DC holds a primary election on June 2, including elections for DC Council candidates. Download a Voter Guide on the June 2 primary.
“The music economy has had success over the past couple of years advocating for some substantial reform, data collection and important pieces of legislation,” said Chris Naoum of Listen Local First DC. “There are thousands of creatives and people working in the music ecosystem who live and vote in the District and we wanted to find out where the candidates stand on the issues that matter the most to this community.”
The coalition of signatories consisting of organizations, venues, nonprofits and artists, crafted the set of statements, policies, initiatives, and proposals that are essential to supporting DC’s music ecosystem. The checklist urges the candidates to support a safe, sustainable, and vibrant music community that has been hit hard by COVID-19. Amy K Bormet, jazz musician and founder of the Washington Women in Jazz Festival, noted, “As we move into reopening DC, these policies are our guiding paths for renewing and strengthening our unique scene.”
Last Tuesday organizers asked every candidate running for office in Washington DC to fill out the Music Platform checklist and send in their responses by Monday, May 25. “We emailed all of the candidates multiple times, sent messages to their websites and contacted them on social media,” Naoum explained. Of the 28 candidates running for a council seat in the primary election on June 2, 12 of them responded to the request from the music community and filled out the checklist.

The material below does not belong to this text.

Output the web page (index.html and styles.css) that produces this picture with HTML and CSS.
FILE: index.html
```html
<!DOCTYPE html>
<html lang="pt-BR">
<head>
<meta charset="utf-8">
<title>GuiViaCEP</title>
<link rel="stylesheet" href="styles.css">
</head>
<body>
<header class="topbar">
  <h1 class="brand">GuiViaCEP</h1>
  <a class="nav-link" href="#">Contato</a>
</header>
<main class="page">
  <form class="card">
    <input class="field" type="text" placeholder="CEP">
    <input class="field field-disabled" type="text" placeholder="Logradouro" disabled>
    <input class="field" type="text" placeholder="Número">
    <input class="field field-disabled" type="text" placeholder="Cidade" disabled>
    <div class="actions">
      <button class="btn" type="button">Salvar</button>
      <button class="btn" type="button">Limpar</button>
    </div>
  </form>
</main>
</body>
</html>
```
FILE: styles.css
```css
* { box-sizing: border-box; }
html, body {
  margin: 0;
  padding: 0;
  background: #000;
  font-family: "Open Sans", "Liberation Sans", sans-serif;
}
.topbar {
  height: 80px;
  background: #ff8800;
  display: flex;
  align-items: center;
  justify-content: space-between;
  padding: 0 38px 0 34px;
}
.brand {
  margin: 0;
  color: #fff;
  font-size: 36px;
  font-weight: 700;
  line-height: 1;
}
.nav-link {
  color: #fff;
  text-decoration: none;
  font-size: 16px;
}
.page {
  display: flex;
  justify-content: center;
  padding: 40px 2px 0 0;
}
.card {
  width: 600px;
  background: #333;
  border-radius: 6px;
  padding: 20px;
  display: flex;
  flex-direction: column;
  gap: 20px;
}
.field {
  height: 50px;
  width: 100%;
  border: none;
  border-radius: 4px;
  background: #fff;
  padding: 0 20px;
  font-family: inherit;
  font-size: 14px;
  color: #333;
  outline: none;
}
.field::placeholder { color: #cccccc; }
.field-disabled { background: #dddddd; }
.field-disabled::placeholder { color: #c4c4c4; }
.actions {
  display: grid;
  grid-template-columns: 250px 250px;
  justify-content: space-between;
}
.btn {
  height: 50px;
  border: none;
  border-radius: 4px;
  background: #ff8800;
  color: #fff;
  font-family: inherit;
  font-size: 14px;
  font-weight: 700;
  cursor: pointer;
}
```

Those candidates are: Jack Evans (Ward 2 Democrat), Patrick Kennedy (Ward 2 Democrat), Brooke Pinto (Ward 2 Democrat), Kishan Putta (Ward 2 Democrat), Yilin Zhang (Ward 2 Democrat), Janeese Lewis George (Ward 4 Democrat) Brandon Todd (Ward 4 Democrat), Anthony Lorenzo Green (Ward 7 Democrat), James LeRoy Jennings (Ward 7 Democrat), Yaida Ford (Ward 8 Democrat), Robert White (At Large Democrat), and Marya Pickering (At Large Republican). This list of candidates does not include responses from candidates who will be running for the At Large Councilmember seat to replace Councilmember Grosso’s seat in November. It is exclusive to candidates for the June 2 primary.

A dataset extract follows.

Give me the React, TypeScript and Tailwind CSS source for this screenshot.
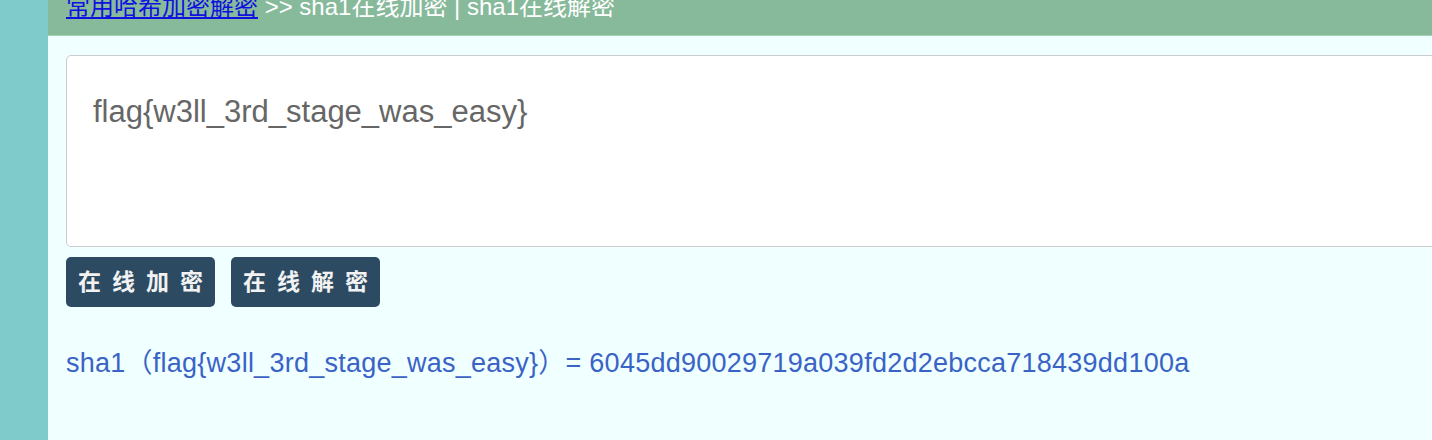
export default function App() {
  const flag = "flag{w3ll_3rd_stage_was_easy}";
  return (
    <div
      className="flex h-[440px] w-[1432px] overflow-hidden bg-[#f0ffff]"
      style={{ fontFamily: '"Liberation Sans", "Noto Sans CJK SC", sans-serif' }}
    >
      <div className="w-[48px] flex-none bg-[#7fcaca]" />
      <div className="flex min-w-0 flex-1 flex-col">
        <div className="flex h-[36px] flex-none items-start overflow-hidden border-b border-[#a6d2b8] bg-[#87b99b] pl-[18px]">
          <div className="-mt-[8px] whitespace-nowrap text-[24px] leading-[30px] text-white">
            <a href="#" className="text-[#1010e0] underline">
              常用哈希加密解密
            </a>
            <span> &gt;&gt; sha1在线加密 | sha1在线解密</span>
          </div>
        </div>
        <div className="flex flex-col pl-[18px] pt-[19px]">
          <div className="-mr-[10px] h-[192px] rounded-[5px] border border-[#cccccc] bg-white px-[26px] pt-[37px] text-[31px] leading-[38px] text-[#666666]">
            {flag}
          </div>
          <div className="mt-[10px] flex gap-[16px]">
            <button className="h-[50px] w-[149px] rounded-[5px] bg-[#2c4b63] pl-[11px] text-[23px] font-bold tracking-[11px] text-[#f2f2f2]">
              在线加密
            </button>
            <button className="h-[50px] w-[149px] rounded-[5px] bg-[#2c4b63] pl-[11px] text-[23px] font-bold tracking-[11px] text-[#f2f2f2]">
              在线解密
            </button>
          </div>
          <div className="mt-[39px] whitespace-nowrap text-[27px] leading-[34px] tracking-[0.25px] text-[#3a63c6]">
            sha1（{flag}）= 6045dd90029719a039fd2d2ebcca718439dd100a
          </div>
        </div>
      </div>
    </div>
  );
}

Candidates were asked to sign their name and put a checkmark next to the statements they support. A majority of the candidates who returned the checklist supported all 12 of the statements sent by members of the music community. Dutta and Kennedy from Ward 2 did not agree with the statement “Allowing Settlement Agreements that Ban Live Music and Dancing Should be Phased Out”. Candidate Yilin Zhang’s campaign wrote to us stating that she did not check off the Settlement Agreement and Agent of Change statements because she would like to learn more about them.
At-Large Candidate from the Republican Primary Marya Pickering wrote to let us know, “I have not checked two of the questions for the following reasons: I do not have sufficient information about the ‘agent of change’ principle to provide an answer at this time. Likewise, I have not yet studied Mayor Bowser’s proposed budget which she presented to the DC Council last week, and do not have sufficient information to know whether ‘More Funding and Resources are Needed to grow the local industry infrastructure’.”
While a lack of reply to the checklist does not constitute a rejection of its policy objectives, candidates’ silence on these issues speaks to their priorities regarding local arts. Listen Local First and its coalition partners in this effort hope that DC voters bear these policies in mind when evaluating their choices on June 2, understanding that the health of DC’s music ecosystem is vital to the city’s continued cultural life.